El capital se instalaba en el planeta entero, destruía las naciones, creaba nuevas necesidades, disolvía las culturas locales y hacía confluir las literaturas locales y nacionales en una literatura universal. Sometía el campo al dominio de la ciudad, creaba urbes enormes, sometía los pueblos que entonces se consideraban bárbaros al poder de las naciones que entonces se consideraban civilizadas, y el mejor ejemplo de ello para Marx era la subordinación de Oriente a Occidente. Aquel hombre llegó a profetizar, sin saberlo, la formación de bloques tan improbables entonces como la Unión Europea: “Territorios antes independientes, apenas aliados, con intereses distintos, distintas leyes, gobiernos autónomos y líneas aduaneras propias, se asocian y refunden en una sola nación, bajo un gobierno, una ley, un interés nacional de clase y una sola línea aduanera”.
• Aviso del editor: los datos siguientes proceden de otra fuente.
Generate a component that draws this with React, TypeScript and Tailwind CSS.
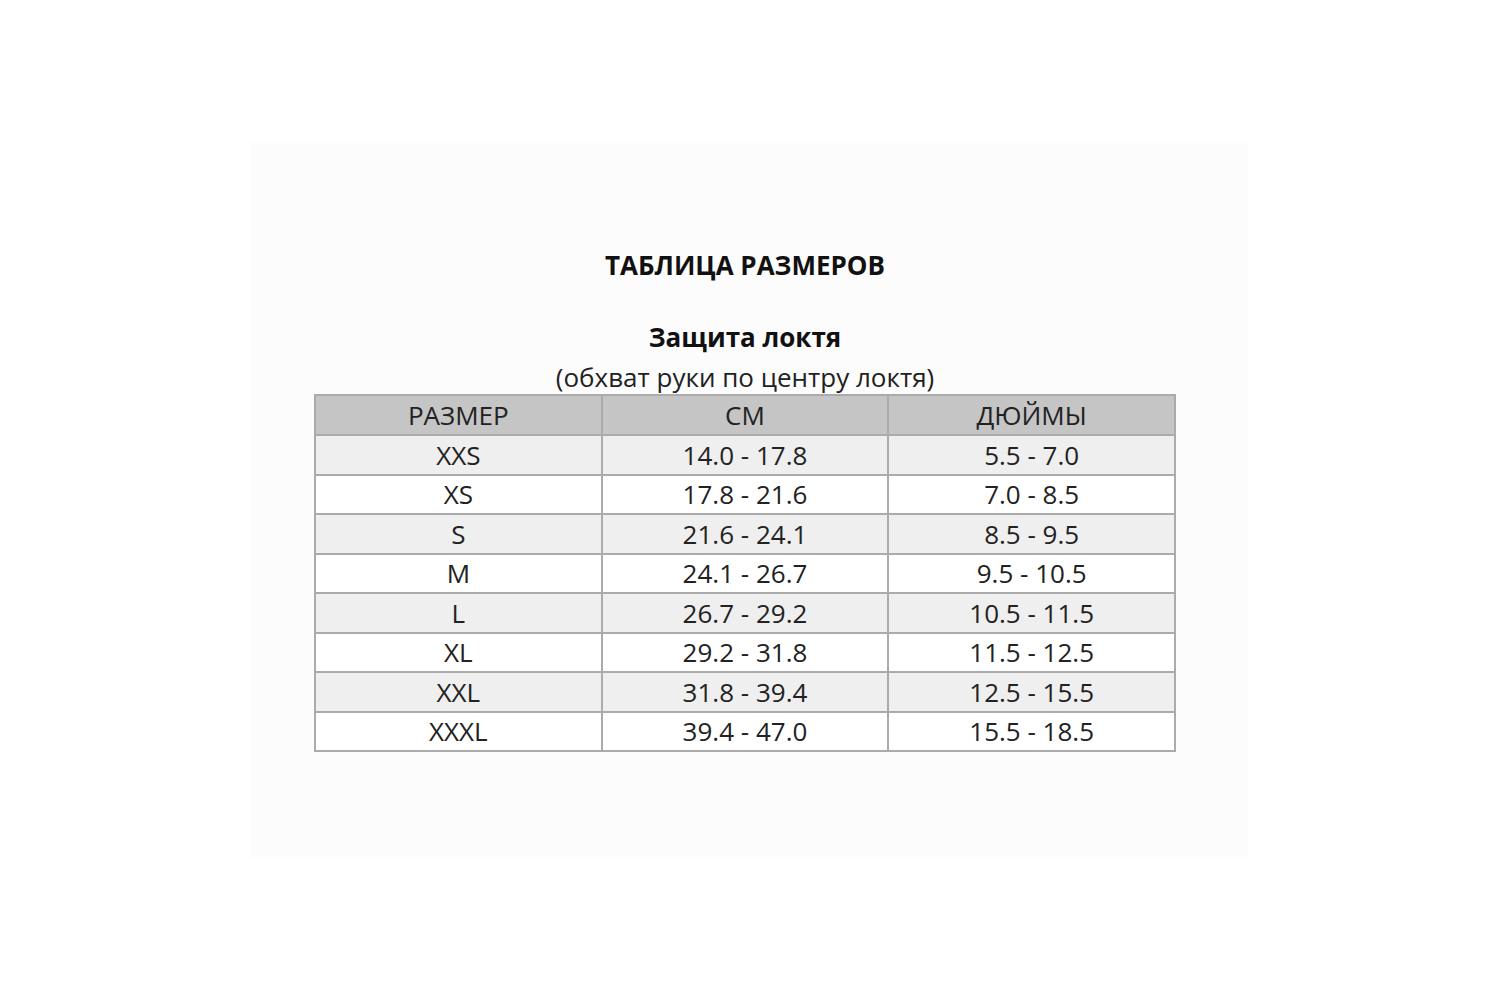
const rows = [
  ["XXS", "14.0 - 17.8", "5.5 - 7.0"],
  ["XS", "17.8 - 21.6", "7.0 - 8.5"],
  ["S", "21.6 - 24.1", "8.5 - 9.5"],
  ["M", "24.1 - 26.7", "9.5 - 10.5"],
  ["L", "26.7 - 29.2", "10.5 - 11.5"],
  ["XL", "29.2 - 31.8", "11.5 - 12.5"],
  ["XXL", "31.8 - 39.4", "12.5 - 15.5"],
  ["XXXL", "39.4 - 47.0", "15.5 - 18.5"],
];

export default function App() {
  return (
    <div className="min-h-[1000px] w-full bg-white pt-[143px] font-['Open_Sans',sans-serif] text-[#1a1a1a]">
      <div className="ml-[250px] h-[714px] w-[998px] bg-[#fcfcfc] pl-[64px] pt-[105px]">
        <div className="flex w-[862px] flex-col items-center">
          <h1 className="text-[26px] font-bold leading-[34px] text-[#111]">ТАБЛИЦА РАЗМЕРОВ</h1>
          <h2 className="mt-[38px] text-[26px] font-bold leading-[34px] text-[#111]">Защита локтя</h2>
          <p className="mt-[6px] text-[26px] leading-[34px] text-[#222]">(обхват руки по центру локтя)</p>
          <table className="mt-[0px] w-[862px] table-fixed border-collapse border-2 border-[#ababab] text-[26px] text-[#222]">
            <thead>
              <tr className="h-[40px] bg-[#c5c5c5]">
                <th className="border-2 border-[#ababab] p-0 font-normal leading-none">РАЗМЕР</th>
                <th className="border-2 border-[#ababab] p-0 font-normal leading-none">СМ</th>
                <th className="border-2 border-[#ababab] p-0 font-normal leading-none">ДЮЙМЫ</th>
              </tr>
            </thead>
            <tbody>
              {rows.map((r, i) => (
                <tr key={r[0]} className={i % 2 === 0 ? "h-[39.5px] bg-[#efefef]" : "h-[39.5px] bg-white"}>
                  {r.map((c, j) => (
                    <td key={j} className="border-2 border-[#ababab] p-0 text-center leading-none">
                      {c}
                    </td>
                  ))}
                </tr>
              ))}
            </tbody>
          </table>
        </div>
      </div>
    </div>
  );
}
Si hoy pretendiéramos resumir el proceso que ha seguido el mundo en los últimos siglos, tal vez no lograríamos hacerlo mejor de como lo hizo Marx en ese año de 1848: “En el siglo escaso que lleva como clase dominante, la burguesía ha creado energías productivas mucho más grandiosas y colosales que todas las pasadas generaciones juntas. Pensemos en el sometimiento de las fuerzas naturales al hombre, en la maquinaria, en la aplicación de la química a la industria y la agricultura, en la navegación mediante el vapor, en los ferrocarriles, en el telégrafo eléctrico, en la roturación de continentes en teros, en los ríos abiertos a la navegación, en los nuevos pueblos que brotaron de la tierra como por milagro… ¿Quién en los pasados siglos pudo sospechar siquiera que en el trabajo de la sociedad yaciesen ocultas tantas y tales energías, y tales capacidades de producción?”.